-- Start --

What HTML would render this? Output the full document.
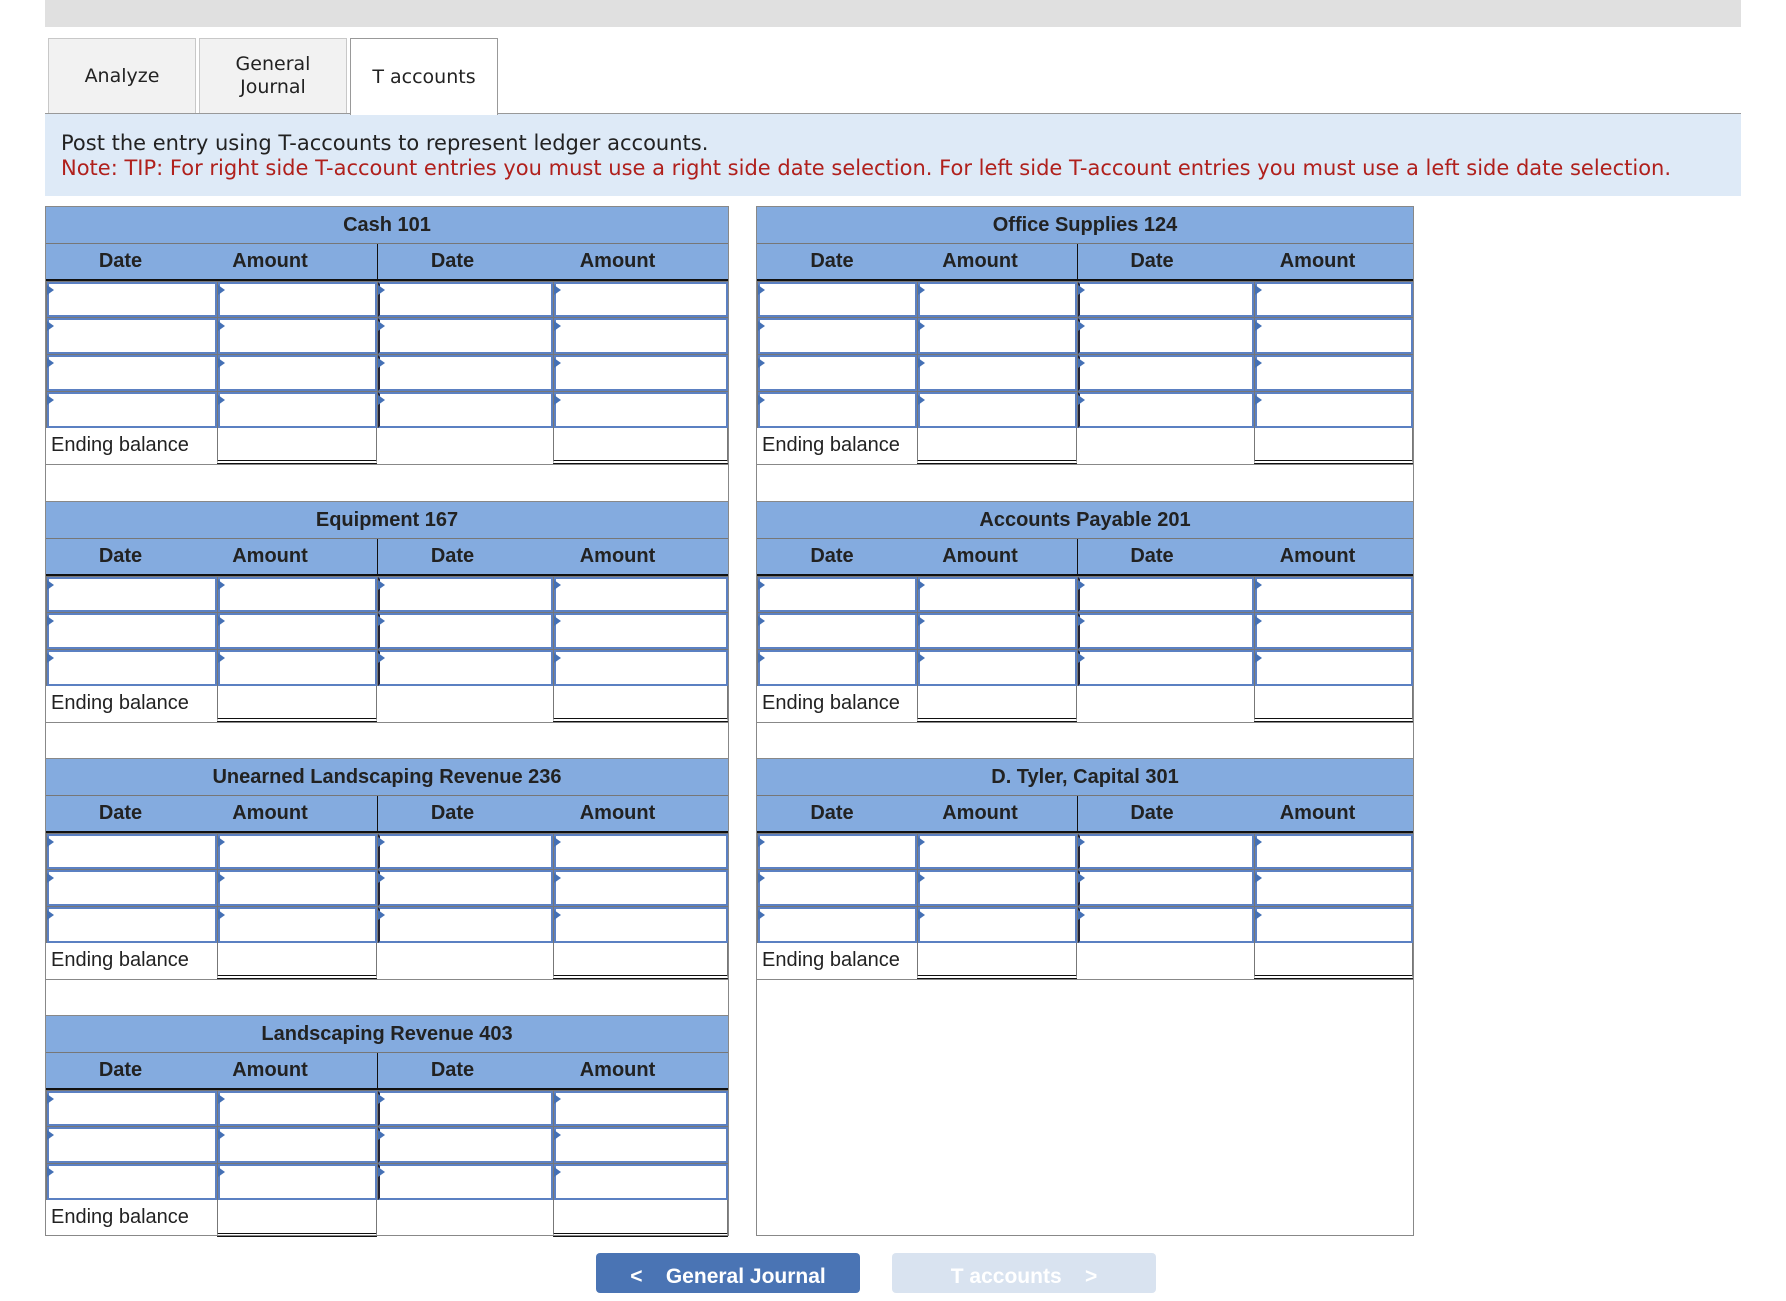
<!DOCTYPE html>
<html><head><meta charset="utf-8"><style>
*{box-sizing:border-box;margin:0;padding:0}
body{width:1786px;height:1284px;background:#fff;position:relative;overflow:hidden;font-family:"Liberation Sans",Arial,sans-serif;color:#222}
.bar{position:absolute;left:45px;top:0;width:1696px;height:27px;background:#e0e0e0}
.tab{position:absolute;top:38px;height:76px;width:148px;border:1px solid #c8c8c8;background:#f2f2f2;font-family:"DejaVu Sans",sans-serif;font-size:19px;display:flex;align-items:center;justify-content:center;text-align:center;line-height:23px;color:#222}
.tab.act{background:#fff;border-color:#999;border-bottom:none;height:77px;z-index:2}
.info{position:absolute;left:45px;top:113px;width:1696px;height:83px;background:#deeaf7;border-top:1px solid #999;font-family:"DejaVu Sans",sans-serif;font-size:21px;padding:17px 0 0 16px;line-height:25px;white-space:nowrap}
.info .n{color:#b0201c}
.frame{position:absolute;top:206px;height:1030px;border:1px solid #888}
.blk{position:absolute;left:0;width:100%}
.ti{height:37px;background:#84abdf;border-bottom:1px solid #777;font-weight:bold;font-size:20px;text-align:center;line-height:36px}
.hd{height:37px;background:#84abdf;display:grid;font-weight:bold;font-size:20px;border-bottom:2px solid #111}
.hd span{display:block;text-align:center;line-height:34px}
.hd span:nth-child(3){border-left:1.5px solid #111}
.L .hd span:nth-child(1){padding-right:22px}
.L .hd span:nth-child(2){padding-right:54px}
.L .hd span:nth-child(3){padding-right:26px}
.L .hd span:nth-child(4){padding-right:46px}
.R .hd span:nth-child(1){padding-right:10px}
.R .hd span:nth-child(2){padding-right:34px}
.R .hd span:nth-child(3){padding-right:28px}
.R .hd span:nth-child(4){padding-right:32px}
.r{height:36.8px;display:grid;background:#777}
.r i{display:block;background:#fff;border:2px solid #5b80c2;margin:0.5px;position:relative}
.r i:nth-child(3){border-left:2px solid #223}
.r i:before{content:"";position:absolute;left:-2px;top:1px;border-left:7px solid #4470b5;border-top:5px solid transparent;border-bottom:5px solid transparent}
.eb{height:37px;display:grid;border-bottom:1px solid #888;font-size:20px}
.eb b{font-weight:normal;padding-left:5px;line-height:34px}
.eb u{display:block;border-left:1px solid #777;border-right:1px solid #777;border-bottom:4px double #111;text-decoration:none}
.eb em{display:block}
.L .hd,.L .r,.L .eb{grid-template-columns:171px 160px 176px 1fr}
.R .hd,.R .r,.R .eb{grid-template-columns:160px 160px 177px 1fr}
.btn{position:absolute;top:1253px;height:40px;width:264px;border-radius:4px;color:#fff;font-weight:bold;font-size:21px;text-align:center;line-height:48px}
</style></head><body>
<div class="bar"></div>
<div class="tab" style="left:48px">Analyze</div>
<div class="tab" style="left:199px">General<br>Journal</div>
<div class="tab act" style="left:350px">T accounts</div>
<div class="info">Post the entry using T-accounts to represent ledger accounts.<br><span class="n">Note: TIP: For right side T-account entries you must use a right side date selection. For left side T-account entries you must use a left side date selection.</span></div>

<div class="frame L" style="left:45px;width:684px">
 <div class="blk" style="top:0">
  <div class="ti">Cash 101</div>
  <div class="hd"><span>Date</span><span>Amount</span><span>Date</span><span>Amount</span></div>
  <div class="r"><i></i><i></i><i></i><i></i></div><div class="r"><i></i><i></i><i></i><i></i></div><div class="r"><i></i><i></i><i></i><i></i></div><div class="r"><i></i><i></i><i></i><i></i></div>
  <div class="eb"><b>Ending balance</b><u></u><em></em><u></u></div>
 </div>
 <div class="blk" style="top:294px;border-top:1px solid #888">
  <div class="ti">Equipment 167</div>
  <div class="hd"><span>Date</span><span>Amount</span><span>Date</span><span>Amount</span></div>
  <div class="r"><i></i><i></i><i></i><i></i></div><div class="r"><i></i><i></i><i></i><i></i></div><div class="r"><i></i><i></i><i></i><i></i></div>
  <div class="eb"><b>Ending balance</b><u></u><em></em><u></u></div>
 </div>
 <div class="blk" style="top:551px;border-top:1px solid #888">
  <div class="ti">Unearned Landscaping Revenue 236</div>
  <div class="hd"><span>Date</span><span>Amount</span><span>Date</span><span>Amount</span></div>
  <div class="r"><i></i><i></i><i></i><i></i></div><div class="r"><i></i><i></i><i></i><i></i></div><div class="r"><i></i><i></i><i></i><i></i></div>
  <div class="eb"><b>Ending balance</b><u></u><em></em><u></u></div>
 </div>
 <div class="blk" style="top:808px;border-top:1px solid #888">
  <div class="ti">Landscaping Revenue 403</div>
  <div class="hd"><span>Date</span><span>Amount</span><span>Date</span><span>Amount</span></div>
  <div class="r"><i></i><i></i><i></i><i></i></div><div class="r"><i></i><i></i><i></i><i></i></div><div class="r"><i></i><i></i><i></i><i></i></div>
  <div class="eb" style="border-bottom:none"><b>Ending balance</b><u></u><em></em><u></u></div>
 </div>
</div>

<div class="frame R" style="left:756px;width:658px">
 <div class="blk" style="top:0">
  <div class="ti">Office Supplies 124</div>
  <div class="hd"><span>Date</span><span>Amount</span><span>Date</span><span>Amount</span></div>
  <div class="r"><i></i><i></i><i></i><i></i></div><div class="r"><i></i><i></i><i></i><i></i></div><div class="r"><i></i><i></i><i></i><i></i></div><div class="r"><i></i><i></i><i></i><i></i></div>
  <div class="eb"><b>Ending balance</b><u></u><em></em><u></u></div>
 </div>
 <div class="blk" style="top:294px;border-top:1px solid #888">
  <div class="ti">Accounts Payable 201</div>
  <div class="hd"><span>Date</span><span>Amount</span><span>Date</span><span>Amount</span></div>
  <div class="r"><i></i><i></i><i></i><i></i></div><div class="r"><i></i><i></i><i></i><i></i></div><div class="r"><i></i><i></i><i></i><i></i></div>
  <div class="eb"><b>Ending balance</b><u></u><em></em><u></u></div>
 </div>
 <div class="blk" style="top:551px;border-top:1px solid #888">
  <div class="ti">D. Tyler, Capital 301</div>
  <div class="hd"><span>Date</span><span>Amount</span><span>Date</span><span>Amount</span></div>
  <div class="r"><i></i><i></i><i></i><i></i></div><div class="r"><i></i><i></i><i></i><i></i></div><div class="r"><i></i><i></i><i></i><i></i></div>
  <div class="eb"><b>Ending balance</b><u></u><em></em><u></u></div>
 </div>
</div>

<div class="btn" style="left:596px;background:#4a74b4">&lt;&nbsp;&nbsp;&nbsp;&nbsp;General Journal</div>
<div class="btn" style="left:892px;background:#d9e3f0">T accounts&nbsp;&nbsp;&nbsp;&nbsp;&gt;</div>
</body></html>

-- End --

### Problem:
Produce an exact copy of each line of data, skipping embedded images.

### In response:
What HTML would render this? Output the full document.
<!DOCTYPE html>
<html><head><meta charset="utf-8"><style>
*{box-sizing:border-box;margin:0;padding:0}
body{width:1786px;height:1284px;background:#fff;position:relative;overflow:hidden;font-family:"Liberation Sans",Arial,sans-serif;color:#222}
.bar{position:absolute;left:45px;top:0;width:1696px;height:27px;background:#e0e0e0}
.tab{position:absolute;top:38px;height:76px;width:148px;border:1px solid #c8c8c8;background:#f2f2f2;font-family:"DejaVu Sans",sans-serif;font-size:19px;display:flex;align-items:center;justify-content:center;text-align:center;line-height:23px;color:#222}
.tab.act{background:#fff;border-color:#999;border-bottom:none;height:77px;z-index:2}
.info{position:absolute;left:45px;top:113px;width:1696px;height:83px;background:#deeaf7;border-top:1px solid #999;font-family:"DejaVu Sans",sans-serif;font-size:21px;padding:17px 0 0 16px;line-height:25px;white-space:nowrap}
.info .n{color:#b0201c}
.frame{position:absolute;top:206px;height:1030px;border:1px solid #888}
.blk{position:absolute;left:0;width:100%}
.ti{height:37px;background:#84abdf;border-bottom:1px solid #777;font-weight:bold;font-size:20px;text-align:center;line-height:36px}
.hd{height:37px;background:#84abdf;display:grid;font-weight:bold;font-size:20px;border-bottom:2px solid #111}
.hd span{display:block;text-align:center;line-height:34px}
.hd span:nth-child(3){border-left:1.5px solid #111}
.L .hd span:nth-child(1){padding-right:22px}
.L .hd span:nth-child(2){padding-right:54px}
.L .hd span:nth-child(3){padding-right:26px}
.L .hd span:nth-child(4){padding-right:46px}
.R .hd span:nth-child(1){padding-right:10px}
.R .hd span:nth-child(2){padding-right:34px}
.R .hd span:nth-child(3){padding-right:28px}
.R .hd span:nth-child(4){padding-right:32px}
.r{height:36.8px;display:grid;background:#777}
.r i{display:block;background:#fff;border:2px solid #5b80c2;margin:0.5px;position:relative}
.r i:nth-child(3){border-left:2px solid #223}
.r i:before{content:"";position:absolute;left:-2px;top:1px;border-left:7px solid #4470b5;border-top:5px solid transparent;border-bottom:5px solid transparent}
.eb{height:37px;display:grid;border-bottom:1px solid #888;font-size:20px}
.eb b{font-weight:normal;padding-left:5px;line-height:34px}
.eb u{display:block;border-left:1px solid #777;border-right:1px solid #777;border-bottom:4px double #111;text-decoration:none}
.eb em{display:block}
.L .hd,.L .r,.L .eb{grid-template-columns:171px 160px 176px 1fr}
.R .hd,.R .r,.R .eb{grid-template-columns:160px 160px 177px 1fr}
.btn{position:absolute;top:1253px;height:40px;width:264px;border-radius:4px;color:#fff;font-weight:bold;font-size:21px;text-align:center;line-height:48px}
</style></head><body>
<div class="bar"></div>
<div class="tab" style="left:48px">Analyze</div>
<div class="tab" style="left:199px">General<br>Journal</div>
<div class="tab act" style="left:350px">T accounts</div>
<div class="info">Post the entry using T-accounts to represent ledger accounts.<br><span class="n">Note: TIP: For right side T-account entries you must use a right side date selection. For left side T-account entries you must use a left side date selection.</span></div>

<div class="frame L" style="left:45px;width:684px">
 <div class="blk" style="top:0">
  <div class="ti">Cash 101</div>
  <div class="hd"><span>Date</span><span>Amount</span><span>Date</span><span>Amount</span></div>
  <div class="r"><i></i><i></i><i></i><i></i></div><div class="r"><i></i><i></i><i></i><i></i></div><div class="r"><i></i><i></i><i></i><i></i></div><div class="r"><i></i><i></i><i></i><i></i></div>
  <div class="eb"><b>Ending balance</b><u></u><em></em><u></u></div>
 </div>
 <div class="blk" style="top:294px;border-top:1px solid #888">
  <div class="ti">Equipment 167</div>
  <div class="hd"><span>Date</span><span>Amount</span><span>Date</span><span>Amount</span></div>
  <div class="r"><i></i><i></i><i></i><i></i></div><div class="r"><i></i><i></i><i></i><i></i></div><div class="r"><i></i><i></i><i></i><i></i></div>
  <div class="eb"><b>Ending balance</b><u></u><em></em><u></u></div>
 </div>
 <div class="blk" style="top:551px;border-top:1px solid #888">
  <div class="ti">Unearned Landscaping Revenue 236</div>
  <div class="hd"><span>Date</span><span>Amount</span><span>Date</span><span>Amount</span></div>
  <div class="r"><i></i><i></i><i></i><i></i></div><div class="r"><i></i><i></i><i></i><i></i></div><div class="r"><i></i><i></i><i></i><i></i></div>
  <div class="eb"><b>Ending balance</b><u></u><em></em><u></u></div>
 </div>
 <div class="blk" style="top:808px;border-top:1px solid #888">
  <div class="ti">Landscaping Revenue 403</div>
  <div class="hd"><span>Date</span><span>Amount</span><span>Date</span><span>Amount</span></div>
  <div class="r"><i></i><i></i><i></i><i></i></div><div class="r"><i></i><i></i><i></i><i></i></div><div class="r"><i></i><i></i><i></i><i></i></div>
  <div class="eb" style="border-bottom:none"><b>Ending balance</b><u></u><em></em><u></u></div>
 </div>
</div>

<div class="frame R" style="left:756px;width:658px">
 <div class="blk" style="top:0">
  <div class="ti">Office Supplies 124</div>
  <div class="hd"><span>Date</span><span>Amount</span><span>Date</span><span>Amount</span></div>
  <div class="r"><i></i><i></i><i></i><i></i></div><div class="r"><i></i><i></i><i></i><i></i></div><div class="r"><i></i><i></i><i></i><i></i></div><div class="r"><i></i><i></i><i></i><i></i></div>
  <div class="eb"><b>Ending balance</b><u></u><em></em><u></u></div>
 </div>
 <div class="blk" style="top:294px;border-top:1px solid #888">
  <div class="ti">Accounts Payable 201</div>
  <div class="hd"><span>Date</span><span>Amount</span><span>Date</span><span>Amount</span></div>
  <div class="r"><i></i><i></i><i></i><i></i></div><div class="r"><i></i><i></i><i></i><i></i></div><div class="r"><i></i><i></i><i></i><i></i></div>
  <div class="eb"><b>Ending balance</b><u></u><em></em><u></u></div>
 </div>
 <div class="blk" style="top:551px;border-top:1px solid #888">
  <div class="ti">D. Tyler, Capital 301</div>
  <div class="hd"><span>Date</span><span>Amount</span><span>Date</span><span>Amount</span></div>
  <div class="r"><i></i><i></i><i></i><i></i></div><div class="r"><i></i><i></i><i></i><i></i></div><div class="r"><i></i><i></i><i></i><i></i></div>
  <div class="eb"><b>Ending balance</b><u></u><em></em><u></u></div>
 </div>
</div>

<div class="btn" style="left:596px;background:#4a74b4">&lt;&nbsp;&nbsp;&nbsp;&nbsp;General Journal</div>
<div class="btn" style="left:892px;background:#d9e3f0">T accounts&nbsp;&nbsp;&nbsp;&nbsp;&gt;</div>
</body></html>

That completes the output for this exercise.